Most non-professional traders are not prepared for the emotional roller coaster (or the capital requirements) of selling options and assuming unlimited risk.

So How Can We Make Money Buying Options?

Renowned investor and author Nasim Nicholas Taleb has had incredible success as a buyer of options. Very briefly, his theory is that people tend to underestimate the probability of unlikely events and consequently sell far out of the money options too cheaply. For a long time, Taleb was a net owner of inexpensive options and watched them expire worthless month after month. It’s a hard way to live, posting small losses trade after trade, even year after year.

Then the financial crisis happened.

Taleb made back all the expired premiums and much, much more as options that the market considered practically worthless went deeply in the money.

So how can an individual investor use the same principles to make profits while mitigating the effects of long losing stretches?

Well-placed limit orders.

Play With the Market’s Money

First, we want to identify situations where there is a catalyst present that might make a stock move quickly. Simply buying calls because you’re generally bullish and waiting for a big rally to make you money is not a long-term winning strategy, especially after you factor in commissions and fees.

A good example is a stock that’s the subject of a buyout offer above the current market price and has rallied to close to that price. The more certain the market becomes that the deal will occur, the cheaper the market prices get for out of the money puts. These can be a good opportunity for a wise long-shot purchase as any cracks in the deal can send the shares of the target company plunging to the pre-offer price or below.

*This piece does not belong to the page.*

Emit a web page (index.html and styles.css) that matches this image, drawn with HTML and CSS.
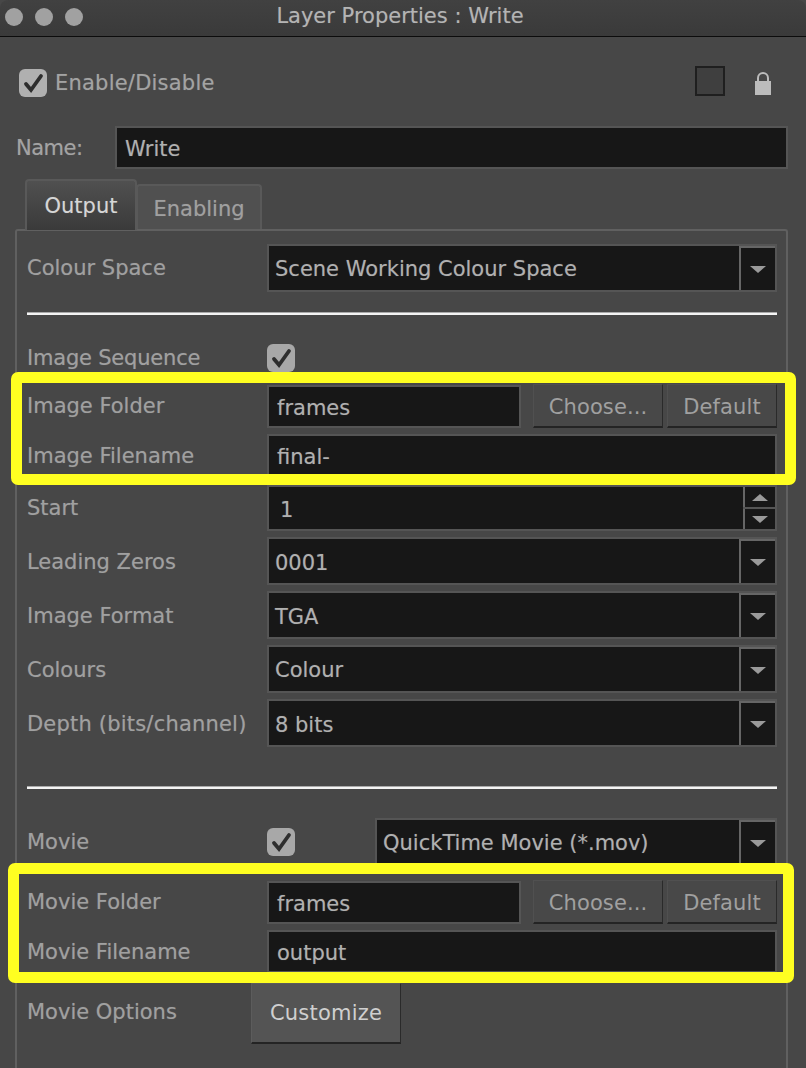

The most common reasons are a lack of regulatory approval, the revelation of accounting irregularities, or the inability of the acquirer to finance the deal.

If we're long puts, there's also the possibility that an unforeseen negative event in the broad markets takes both of the stocks in the deal down even though noting has fundamentally changed for them ther than market exposure.

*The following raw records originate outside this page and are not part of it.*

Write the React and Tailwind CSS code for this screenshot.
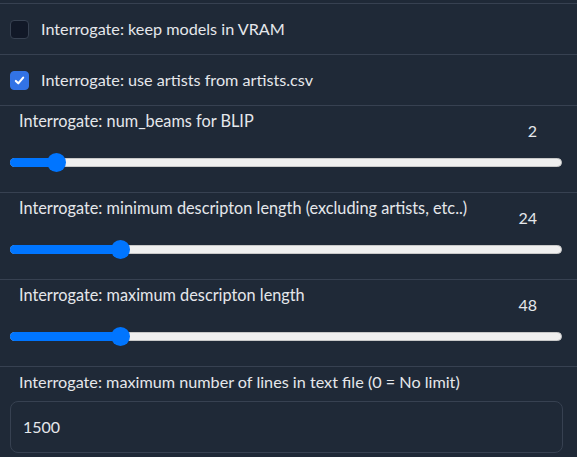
import React from "react";

const sliders = [
  { label: "Interrogate: num_beams for BLIP", value: 2, min: 1, max: 16 },
  { label: "Interrogate: minimum descripton length (excluding artists, etc..)", value: 24, min: 0, max: 128 },
  { label: "Interrogate: maximum descripton length", value: 48, min: 0, max: 256 },
];

const CheckRow = ({ checked, label }) => (
  <div className="h-[51px] border-t border-[#374151] flex items-center pl-[10px] gap-3">
    {checked ? (
      <span className="w-[19px] h-[19px] rounded-[4px] bg-[#3273e6] border border-[#3273e6] flex items-center justify-center">
        <svg viewBox="0 0 16 16" className="w-[13px] h-[13px]" fill="none" stroke="white" strokeWidth="2.6" strokeLinecap="round" strokeLinejoin="round">
          <path d="M3.5 8.5l3 3 6-7" />
        </svg>
      </span>
    ) : (
      <span className="w-[19px] h-[19px] rounded-[4px] bg-[#111827] border border-[#374151]" />
    )}
    <span className="text-[16.2px] leading-5 text-[#e5e7eb]">{label}</span>
  </div>
);

const SliderRow = ({ label, value, min, max }) => {
  const frac = (value - min) / (max - min);
  // thumb is 19px, track 552px wide
  const center = 9.5 + frac * (552 - 19);
  return (
    <div className="h-[87px] border-t border-[#374151] flex flex-col">
      <div className="h-[40px] flex justify-between pl-[19px] pr-[40px]">
        <span className="pt-[5px] text-[16.3px] leading-5 text-[#e5e7eb]">{label}</span>
        <span className="mt-[15px] text-[16px] leading-5 text-[#e5e7eb]">{value}</span>
      </div>
      <div className="h-[32px] flex items-center pl-[10px]">
        <div className="relative w-[552px] h-[9px] rounded-full bg-[#efefef] border border-[#c8c8c8]">
          <div className="absolute left-[-1px] top-[-1px] h-[9px] rounded-full bg-[#0075ff]" style={{ width: center + 1 }} />
          <div className="absolute top-[-6px] w-[19px] h-[19px] rounded-full bg-[#0075ff]" style={{ left: center - 9.5 }} />
        </div>
      </div>
    </div>
  );
};

export default function App() {
  return (
    <div className="w-[577px] h-[457px] overflow-hidden bg-[#1f2937] pt-[3px]" style={{ fontFamily: "Lato, 'Noto Sans', sans-serif" }}>
      <CheckRow checked={false} label="Interrogate: keep models in VRAM" />
      <CheckRow checked={true} label="Interrogate: use artists from artists.csv" />
      {sliders.map((s) => (
        <SliderRow key={s.label} {...s} />
      ))}
      <div className="border-t border-[#374151] pt-[5px]">
        <div className="pl-[19px] text-[16.2px] leading-5 text-[#e5e7eb]">
          Interrogate: maximum number of lines in text file (0 = No limit)
        </div>
        <div className="mt-[9px] ml-[10px] w-[553px] h-[52px] rounded-lg border border-[#374151] bg-[#1f2937] flex items-center pl-[12px] text-[16px] text-[#e5e7eb]">
          1500
        </div>
      </div>
    </div>
  );
}
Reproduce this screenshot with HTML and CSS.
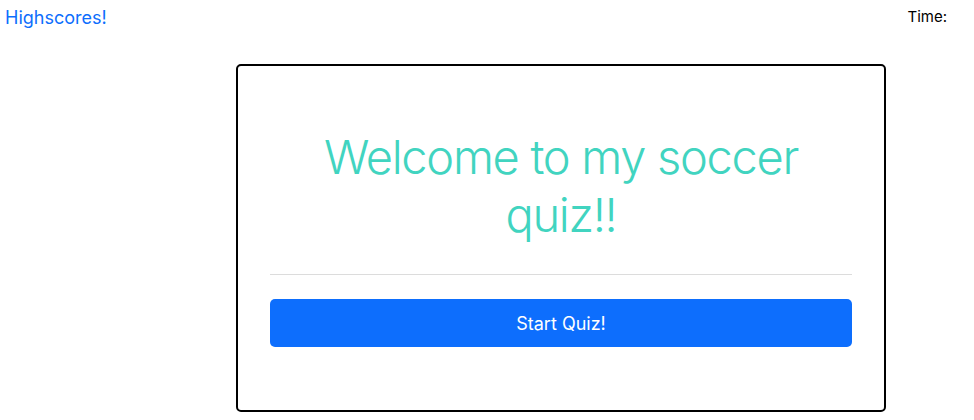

On Monday, Pepsi (PEP - Free Report) announced a cash offer to acquire Sodastream (SODA) at $144/share – a 10% premium to SODA’s closing price last Friday – and expects to close the deal to close by January 2019. SODA shares have since rallied to very near the offered price, closing Wednesday at $142.23, and for good reason – there’s no visible anti-trust opposition, there’s no reason to believe SODA has any undisclosed financial issues and Pepsi is planning to finance the deal with cash on hand.

Implied volatilities in Sodastream options have fallen into the single digits as any significant price movement between now and January seems unlikely.

The January 2019 140 puts in SODA were offered at $0.60 on Wednesday and at one point traded as low as $0.45, so the options markets are predicting a very low chance that the deal will not occur. This is an opportunity to make a long-shot options purchase in a situation where there’s still some small chance that the deal won’t go through.

Limit orders are a way to place a smaller wager on the possibility of future uncertainty about the deal. If we buy 2 JAN19 140 puts at $0.60, we will have $120 invested in the trade. There is a very high chance we will lose that entire premium.

If we also put in one resting order to sell one of those puts at $1.20, we have the opportunity to take our money back off of the table and still keep half of the profit opportunity.

The deal doesn’t even have to fail entirely; if at any point between now and January any issues arise and a successful closing becomes uncertain, it’s possible we will get filled on the $1.20 sale simply because the implied volatilities of the options rise and someone else wants to buy that protection. If this were to occur, we’d get back the entire premium and still own one of the puts – for free – in case SODA shares do decline lower than $140.

Th other advantage of placing the resting limit order is that you don’t have to watch the markets constantly between now and expiration. If any other market participant bids that price or higher, you’ll be filled automatically.

So if you tend to agree with Taleb that the markets tend to underprice risk, this type of trade is a way to place a small bet with huge upside potential.  Keep in mind this is an extremely speculative trade and likely to lose the entire premium, but if you can accept the risk, it could produce a big payoff.